持ち上げたドームに、数本の竹を編みこんで骨組み*9を作ったのがこの写真です。天幕をかけて完成*10です。天幕は布で作ることが一般的なようですが、そんな布もなく、作業量が増えることを懸念したので今回はエアーキャップ(よくせんべいの箱の中に入っているプチプチがついたビニールです。暇つぶしに最適!)を使用しました。やっぱり3メートルドームは小さいです。中に入って見ましたが立ち上がることができませんでした。
宴の会場となる6メートルドーム
いよいよ本命の6メートルドーム*11を作ります。日が暮れてきたので野研のみなさんにも手伝っていただきました。さすが慣れていらっしゃるだけあって、的確な指示が飛びます。まず、竹を順番に並べて*12いきます。並べ終わったら、麻紐を使ってしっかり結びけていきます。しかしこの麻紐が思ったよりも強度が弱く、あちらこちらで「切れた!」という悲鳴が。非常時の予備に買っておいた綴じ紐が威力を発揮しました。解体する時に面倒なことになろうとはこのときは考えていません。
結び終わったら5人がかりで骨組みを持ち上げ*13、ドーム状にしていきます。先ほどの3メートルドームと比べて、かなり大きいことがお分かりいただけるかと思います。さてここで問題です!半径の長さが2倍になると体積は何倍になるでしょうか?………球の体積Vは4πr3/3ですから…なんと8倍!3メートルドーム8個分だなんて信じられないですけど、確かに大きいです。野研のみなさんの協力でみるみるうちにドームが形作られて*14いきます。CATだけですいすい建てられるようにするのが今後の課題ですかね?
作業風景を少し離れて*15撮影してみました。決してサボっているわけではありません。写真を撮るのも仕事のひとつなのです。隣にあるのは先に作った3メートルドーム。写真ではわかりにくいかもしれませんがかなり大きさが違います。ついでに作業中の6メートルドームの中に入って骨組み*16を撮影。星型に編まれているのがお分かりいただけるでしょうか?ついでに空が茜色です。もう日が暮れそうです。なんとかぎりぎり日没までにはドームが組み立てられました。
次に天幕*17をかけていきます。先ほどの3メートルドームに比べてひときわ大きいので一苦労です。肩車をして、脚立も動員してなんとか天幕をかぶせます。布だったらもう少し簡単だったのでしょうか。天幕はビニールなどでも作ることができるようです。夏には蚊帳みたいな布を使うのもいいかも知れませんね。天幕を張り終えて完成*18です。

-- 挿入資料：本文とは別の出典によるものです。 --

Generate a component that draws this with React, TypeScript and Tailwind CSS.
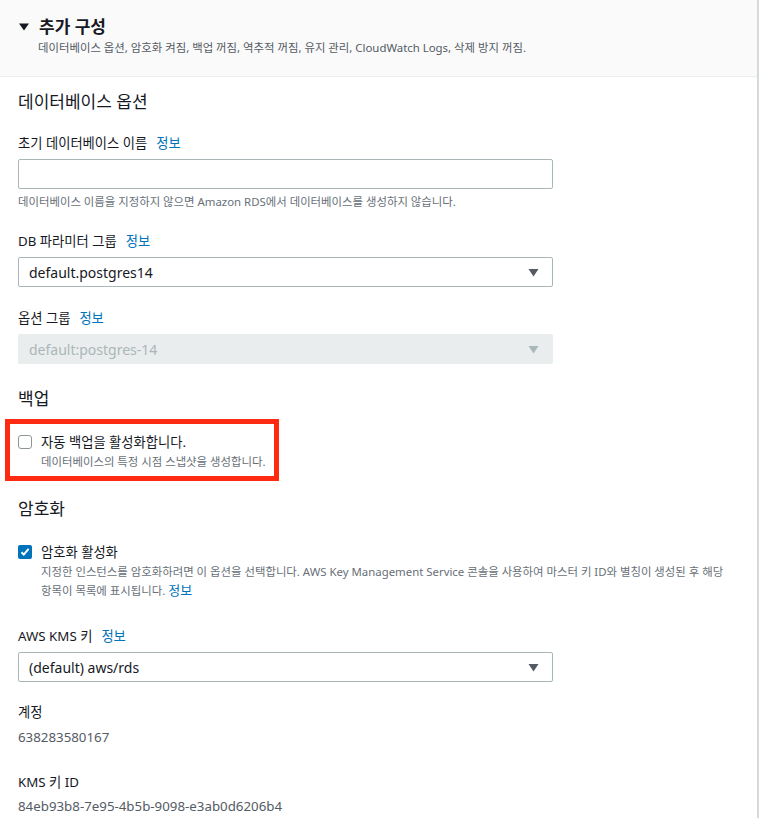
import React from "react";

const font = { fontFamily: '"Noto Sans", "Noto Sans CJK KR", sans-serif' };

function Caret({ disabled }: { disabled?: boolean }) {
  return (
    <svg width="11" height="9" viewBox="0 0 11 9" className="shrink-0">
      <path d="M0.5 1h10L5.5 8.5z" fill={disabled ? "#aab7b8" : "#545b64"} />
    </svg>
  );
}

function Label({ text, info = true }: { text: string; info?: boolean }) {
  return (
    <div className="text-[13.3px] leading-5 text-[#16191f]">
      {text}
      {info && <span className="ml-[9px] text-[#0073bb]">정보</span>}
    </div>
  );
}

function Select({ value, disabled }: { value: string; disabled?: boolean }) {
  return (
    <div
      className={
        disabled
          ? "flex h-[30px] w-[535px] items-center justify-between rounded-[2px] border border-[#eaeded] bg-[#eaeded] pl-[10px] pr-[13px] text-[14px] text-[#aab7b8]"
          : "flex h-[30px] w-[535px] items-center justify-between rounded-[2px] border border-[#aab7b8] bg-white pl-[10px] pr-[13px] text-[14px] text-[#16191f]"
      }
    >
      <span>{value}</span>
      <Caret disabled={disabled} />
    </div>
  );
}

export default function App() {
  return (
    <div style={font} className="min-h-[818px] w-[760px] bg-white">
      <div className="min-h-[818px] w-[759px] border-r-2 border-[#d5dbdb] bg-white">
        <div className="border-b border-[#eaeded] bg-[#fafafa] pb-5 pt-4">
          <div className="flex items-center gap-[10px] pl-[19px]">
            <svg width="10" height="8" viewBox="0 0 10 8">
              <path d="M0 0.5h10L5 7.5z" fill="#16191f" />
            </svg>
            <h1 className="text-[17px] font-bold leading-[22px] text-[#16191f]">추가 구성</h1>
          </div>
          <p className="mt-[2px] pl-[38px] text-[11.4px] leading-4 text-[#545b64]">
            데이터베이스 옵션, 암호화 켜짐, 백업 꺼짐, 역추적 꺼짐, 유지 관리, CloudWatch Logs, 삭제 방지 꺼짐.
          </p>
        </div>

        <div className="px-[18px] pt-[13px]">
          <h2 className="text-[17px] leading-6 text-[#16191f]">데이터베이스 옵션</h2>

          <div className="mt-[19px]">
            <Label text="초기 데이터베이스 이름" />
          </div>
          <div className="mt-[6px] h-[30px] w-[535px] rounded-[2px] border border-[#aab7b8] bg-white" />
          <p className="mt-[5px] text-[11.4px] leading-4 text-[#687078]">
            데이터베이스 이름을 지정하지 않으면 Amazon RDS에서 데이터베이스를 생성하지 않습니다.
          </p>

          <div className="mt-[21px]">
            <Label text="DB 파라미터 그룹" />
          </div>
          <div className="mt-[6px]">
            <Select value="default.postgres14" />
          </div>

          <div className="mt-[21px]">
            <Label text="옵션 그룹" />
          </div>
          <div className="mt-[6px]">
            <Select value="default:postgres-14" disabled />
          </div>

          <h2 className="mt-[23px] text-[17px] leading-6 text-[#16191f]">백업</h2>

          <div className="-ml-[13px] mt-2 inline-block border-[5px] border-[#ff2a12] pb-[6px] pl-[8px] pr-[8px] pt-2">
            <div className="flex items-start gap-[9px]">
              <div className="mt-[3px] h-[14px] w-[14px] rounded-[3px] border border-[#8d9696] bg-white" />
              <div>
                <div className="text-[13.3px] leading-5 text-[#16191f]">자동 백업을 활성화합니다.</div>
                <div className="mt-[2px] text-[11.4px] leading-4 text-[#687078]">
                  데이터베이스의 특정 시점 스냅샷을 생성합니다.
                </div>
              </div>
            </div>
          </div>

          <h2 className="mt-4 text-[17px] leading-6 text-[#16191f]">암호화</h2>

          <div className="mt-[21px] flex items-start gap-[9px]">
            <div className="mt-[3px] flex h-[14px] w-[14px] items-center justify-center rounded-[2px] bg-[#0073bb]">
              <svg width="10" height="10" viewBox="0 0 10 10">
                <path d="M1.5 5.2l2.3 2.4L8.6 1.8" fill="none" stroke="white" strokeWidth="2" />
              </svg>
            </div>
            <div>
              <div className="text-[13.3px] leading-5 text-[#16191f]">암호화 활성화</div>
              <p className="mt-[1px] whitespace-nowrap text-[11.4px] leading-[18px] text-[#687078]">
                지정한 인스턴스를 암호화하려면 이 옵션을 선택합니다. AWS Key Management Service 콘솔을 사용하여 마스터 키 ID와 별칭이 생성된 후 해당
                <br />
                항목이 목록에 표시됩니다. <span className="text-[13px] text-[#0073bb]">정보</span>
              </p>
            </div>
          </div>

          <div className="mt-[26px]">
            <Label text="AWS KMS 키" />
          </div>
          <div className="mt-[6px]">
            <Select value="(default) aws/rds" />
          </div>

          <div className="mt-5 text-[13.3px] leading-5 text-[#16191f]">계정</div>
          <div className="mt-[5px] text-[13.3px] leading-5 text-[#545b64]">638283580167</div>

          <div className="mt-[25px] text-[13.3px] leading-5 text-[#16191f]">KMS 키 ID</div>
          <div className="mt-[4px] text-[13.3px] leading-5 text-[#545b64]">84eb93b8-7e95-4b5b-9098-e3ab0d6206b4</div>
        </div>
      </div>
    </div>
  );
}
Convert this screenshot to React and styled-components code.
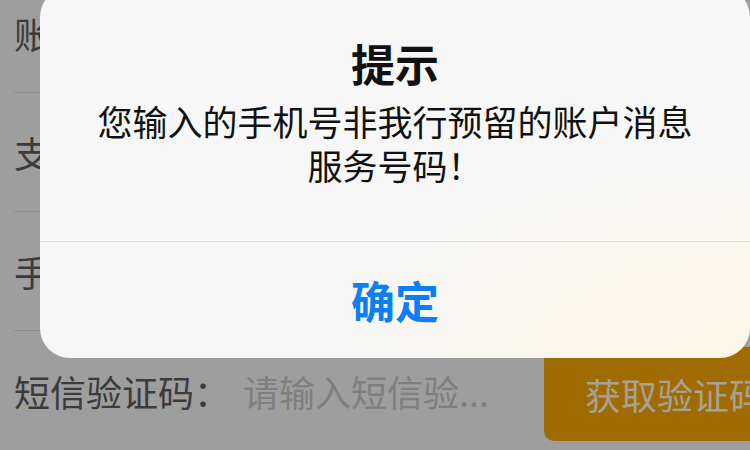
import React from 'react'
import styled, { createGlobalStyle } from 'styled-components'

const GlobalStyle = createGlobalStyle`
  html, body {
    margin: 0;
    padding: 0;
    width: 750px;
    height: 450px;
    overflow: hidden;
    background: #9e9e9e;
    font-family: "Noto Sans CJK SC", "Noto Sans", sans-serif;
  }
`

const Page = styled.div`
  position: relative;
  width: 750px;
  height: 450px;
  overflow: hidden;
`

const Form = styled.div`
  display: flex;
  flex-direction: column;
  margin-top: -26px;
`

const Row = styled.div`
  display: flex;
  align-items: center;
  height: 119px;
  box-sizing: border-box;
  margin-left: 14px;
  border-bottom: ${({ last }) => (last ? 'none' : '1px solid #8d8d8d')};
`

const Label = styled.span`
  font-size: 36px;
  color: #3b3b3b;
  width: 229px;
  white-space: nowrap;
`

const Placeholder = styled.span`
  font-size: 36px;
  color: #7f7f7f;
  width: 301px;
  white-space: nowrap;
`

const CodeButton = styled.div`
  display: flex;
  align-items: center;
  height: 94px;
  margin-top: 6px;
  padding-left: 41px;
  flex: 1;
  margin-right: -40px;
  background: #a06b00;
  border-radius: 10px;
  font-size: 36px;
  color: #a7a197;
  white-space: nowrap;
`

const Overlay = styled.div`
  position: absolute;
  left: 40px;
  top: -13px;
  width: 710px;
  height: 371px;
  border-radius: 30px;
  overflow: hidden;
  display: flex;
  flex-direction: column;
  background:
    radial-gradient(ellipse 420px 200px at 100% 100%, rgba(255, 246, 222, 0.75), rgba(255, 246, 222, 0) 100%),
    #f7f7f7;
`

const Body = styled.div`
  display: flex;
  flex-direction: column;
  align-items: center;
  padding: 51px 50px 0;
  height: 255px;
  box-sizing: border-box;
  border-bottom: 1px solid #dcdcdc;
`

const Title = styled.div`
  font-size: 44px;
  font-weight: 700;
  line-height: 50px;
  color: #111;
  margin-bottom: 11px;
`

const Message = styled.div`
  font-size: 35px;
  line-height: 44px;
  color: #111;
  text-align: center;
`

const Action = styled.div`
  flex: 1;
  display: flex;
  align-items: center;
  justify-content: center;
  font-size: 44px;
  font-weight: 700;
  color: #0e7ef5;
`

const rows = [
  { label: '账户号码：' },
  { label: '支付密码：' },
  { label: '手机号码：' },
]

const App = () => {
  return (
    <Page>
      <GlobalStyle />
      <Form>
        {rows.map((r) => (
          <Row key={r.label}>
            <Label>{r.label}</Label>
          </Row>
        ))}
        <Row last>
          <Label>短信验证码：</Label>
          <Placeholder>请输入短信验...</Placeholder>
          <CodeButton>获取验证码</CodeButton>
        </Row>
      </Form>
      <Overlay>
        <Body>
          <Title>提示</Title>
          <Message>您输入的手机号非我行预留的账户消息服务号码！</Message>
        </Body>
        <Action>确定</Action>
      </Overlay>
    </Page>
  )
}

export default App
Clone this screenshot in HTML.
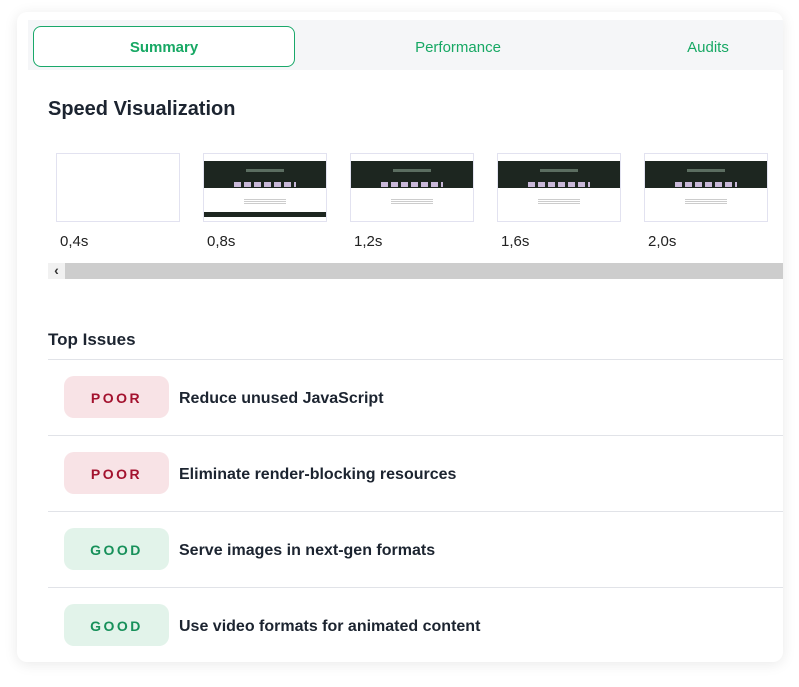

少しアップ*19で撮影。中では宴の準備が着々と進められています。ドームを組み立てるよりも作業が早かったのは気のせいでしょうか。
月夜のドームで宴
ちょうどこの日は、月が綺麗にでていました。月明かりの中、大小二つのスタードーム*20が並びます。
中はこんな感じ*21。今回は畳を敷いて宴を催します。暖房がついていないので、みんな寒そうです・・・。
日が完全に落ちてあたりが暗くなると、こんな感じ。相当目立ちます*22。史跡地ということで、周囲に明かりがないためかなり目立ちます。散歩に来ていた一般の方も遠巻きにこちらを見ています。外に出て行くと『何ですかこれは?』*23と質問攻めにあいました。
月夜のスタードーム*24・・・なかなか美しいです。
エアーキャップを使っているので、月明かりも透けて*25見えます。なかなか良い感じでした。
というわけで、CAT初のイベント?である『クリスマス・スタードーム』は終了しました。スタードームには、およそ50名の方に来ていただきました。また、たくさんの人がスタードームに興味を持っていただいたようです。事前告知の少ない状態で、半ばゲリラ的に(ちゃんと許可は取ってますが)実行した今回の企画でしたが、たくさんの人の印象に残こるものになったと思います。またどこかでスタードームを建てて、何か楽しいことをしていきたいと思っています。来ていただいたみなさん、本当にありがとうございました。